Cuts against it: Anthropic. Opus went 28% → 54% → 58% across 4.6 → 4.7 → 4.8 — capability roughly doubled from 4.6 to 4.7 — while the price stayed pinned at $5/$25 the entire time. That’s the one spot in this whole cycle where the buyer got materially more and paid exactly the same.

What’s actually going on

Tokens. Everything that’s supposed to push the price of a token down is, in fact, pushing down. The architecture has improved on every axis — attention, training, quantization, serving. The field keeps getting better at squeezing more tokens out of the same GPU. Everyone’s pouring money into datacenters and their own chips. And the per-token rate goes up anyway.

Reasoning. Practically every model worth using is a reasoning model now — turns out chain-of-thought works after all. Which means more tokens burned per task, every task. And good luck auditing them: who’s even counting reasoning tokens? OpenAI won’t show you the ones you’re paying for.

Harness. The agentic layer is tightening in lockstep. Copilot going usage-based is the loudest example — and the latest. Claude Code quietly became unusable on the $20/month plan months ago: half an hour of real work and you’d hit the ceiling. Comfortable coding now means Claude’s $100/month Max tier. Codex just went the same way. And the assistants keep getting more agentic — more parallel sessions, more background workers, all of it chewing through your quota faster.

It’s getting pricier on all fronts.

Time to refresh plan B

So while the AI companies work on locking you in and turning up the meter, what do you actually do about it?

I’m not ready to give up Claude Code or Codex — but the feeling of being on the hook keeps getting more real.

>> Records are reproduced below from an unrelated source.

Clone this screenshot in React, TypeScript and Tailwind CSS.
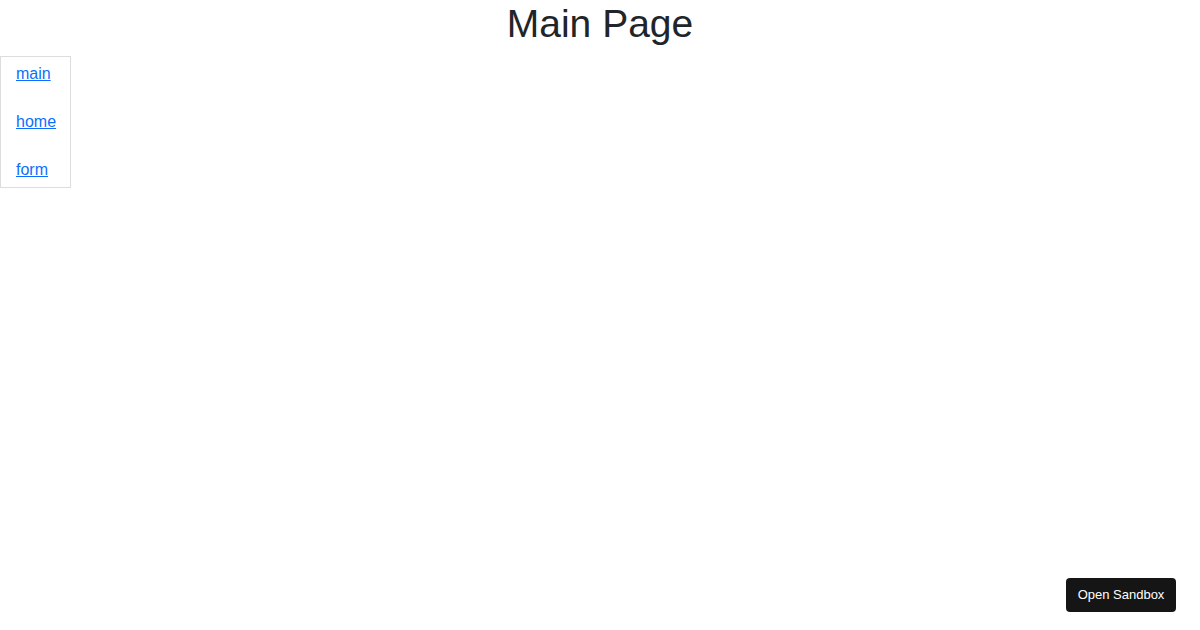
const links = ["main", "home", "form"];

const App = () => {
  return (
    <div className="min-h-[630px] bg-white text-[#212529] font-['Liberation_Sans',Arial,sans-serif]">
      <h1 className="text-center text-[39px] leading-[48px] font-normal mb-2">
        Main Page
      </h1>
      <nav className="w-[71px] border border-[#dddddd] px-[15px] pt-[5px] pb-[5px] flex flex-col gap-6">
        {links.map((link) => (
          <a
            key={link}
            href="#"
            className="text-base leading-6 text-[#0d6efd] underline w-fit"
          >
            {link}
          </a>
        ))}
      </nav>
      <button className="fixed right-6 bottom-[18px] h-[34px] w-[110px] rounded bg-[#151515] text-white text-[13px] font-['Liberation_Sans',Arial,sans-serif]">
        Open Sandbox
      </button>
    </div>
  );
};

export default App;
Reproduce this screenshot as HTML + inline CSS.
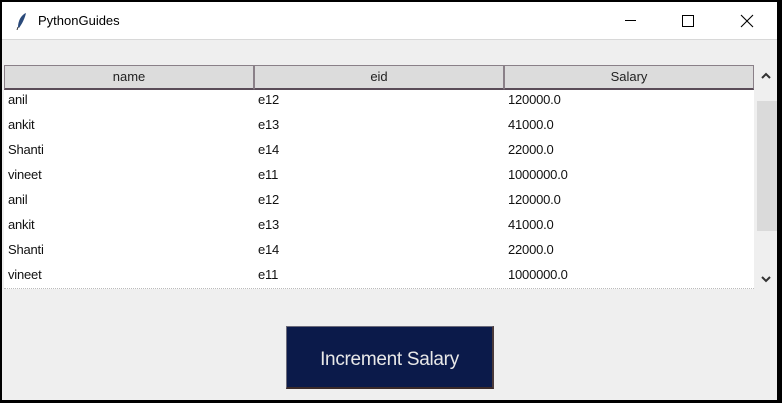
<!DOCTYPE html>
<html><head><style>
*{margin:0;padding:0;box-sizing:border-box}
body{width:782px;height:403px;background:#000;position:relative;overflow:hidden;font-family:"Liberation Sans",sans-serif}
.win{position:absolute;left:2px;top:2px;width:775px;height:398px;background:#efefef}
.title{position:absolute;left:0;top:0;width:775px;height:38px;background:#fff;border-bottom:1px solid #d8d8d8}
.title span{position:absolute;left:36px;top:11px;font-size:13px;color:#000}
.hdr{position:absolute;top:63px;height:25px;background:#dcdcdc;border:1px solid #8a8088;border-bottom:2px solid #5a4c58;font-size:13px;text-align:center;line-height:22px;color:#222}
.tbl{position:absolute;left:2px;top:88px;width:750px;height:199px;background:#fff;border-bottom:1px dotted #bbb}
.r{position:absolute;font-size:13px;color:#111;letter-spacing:-0.2px}
.sb{position:absolute;left:755px;top:63px;width:20px;height:226px;background:#efefef}
.thumb{position:absolute;left:755px;top:99px;width:20px;height:130px;background:#dadada}
.btn{position:absolute;left:284px;top:324px;width:208px;height:63px;background:#0b1a4a;border:1px solid #6a6a7a;border-right:2px solid #4a3a3a;border-bottom:2px solid #3a2a2a;color:#e8e8e8;font-size:19px;text-align:center;line-height:65px;letter-spacing:-0.3px}
</style></head><body>
<div class="win">
<div class="title">
<svg style="position:absolute;left:14px;top:10px" width="12" height="18" viewBox="0 0 12 18"><path d="M10 1 C5 3 2 9 2 15 L3 16 C6 12 9 6 10 1Z" fill="#2a4a7a"/><path d="M2 15 L1 18" stroke="#333" stroke-width="1"/></svg>
<span>PythonGuides</span>
<div style="position:absolute;left:623px;top:18px;width:11px;height:1px;background:#000"></div>
<div style="position:absolute;left:680px;top:13px;width:12px;height:12px;border:1px solid #000"></div>
<svg style="position:absolute;left:738px;top:12px" width="14" height="14"><path d="M1 1L13 13M13 1L1 13" stroke="#000" stroke-width="1.1"/></svg>
</div>
<div class="hdr" style="left:2px;width:250px">name</div>
<div class="hdr" style="left:252px;width:250px">eid</div>
<div class="hdr" style="left:502px;width:250px">Salary</div>
<div class="tbl"></div>
<div class="sb"></div><div class="thumb"></div>
<svg style="position:absolute;left:758px;top:70px" width="12" height="8"><path d="M2 6L6 2L10 6" stroke="#333" stroke-width="2" fill="none"/></svg>
<svg style="position:absolute;left:758px;top:273px" width="12" height="8"><path d="M2 2L6 6L10 2" stroke="#333" stroke-width="2" fill="none"/></svg>
<div class="btn">Increment Salary</div>
</div>
<div style="position:absolute;left:0;top:1px">
<div class="r" style="left:8px;top:91px">anil</div><div class="r" style="left:258px;top:91px">e12</div><div class="r" style="left:508px;top:91px">120000.0</div>
<div class="r" style="left:8px;top:116px">ankit</div><div class="r" style="left:258px;top:116px">e13</div><div class="r" style="left:508px;top:116px">41000.0</div>
<div class="r" style="left:8px;top:141px">Shanti</div><div class="r" style="left:258px;top:141px">e14</div><div class="r" style="left:508px;top:141px">22000.0</div>
<div class="r" style="left:8px;top:166px">vineet</div><div class="r" style="left:258px;top:166px">e11</div><div class="r" style="left:508px;top:166px">1000000.0</div>
<div class="r" style="left:8px;top:191px">anil</div><div class="r" style="left:258px;top:191px">e12</div><div class="r" style="left:508px;top:191px">120000.0</div>
<div class="r" style="left:8px;top:216px">ankit</div><div class="r" style="left:258px;top:216px">e13</div><div class="r" style="left:508px;top:216px">41000.0</div>
<div class="r" style="left:8px;top:241px">Shanti</div><div class="r" style="left:258px;top:241px">e14</div><div class="r" style="left:508px;top:241px">22000.0</div>
<div class="r" style="left:8px;top:266px">vineet</div><div class="r" style="left:258px;top:266px">e11</div><div class="r" style="left:508px;top:266px">1000000.0</div>
</div>
</body></html>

A year ago I was happy on $20/month; now I’m paying 5x that for the tier where the work doesn’t stall halfway through a session.

So it’s probably time to blow the dust off my old 16GB AMD card and give the latest Qwen, Gemma, and Mistral another run. Last time I tried, the heavily quantized local models were decent at conversation and pretty bad at function calling. I’m curious to see what has changed there.

And for what it’s worth, we still live in capitalism, like it or not. Companies are already complaining about their AI bills. So I’m not convinced the plan to keep ratcheting prices up finds as much love in the enterprise as the providers are betting on. The squeeze works right up until the people being squeezed start doing the math.

A long thermal-printer receipt unspooling off a dark desk lit by monitor glow, coiling into a pile on the floor — an impossibly long itemized bill in a dim, empty office. — The invoice is the part you see. The rate card moved two months ago.

Numbers in this post are sourced from each provider’s official pricing page and from the version history of this file in my Werewolf project.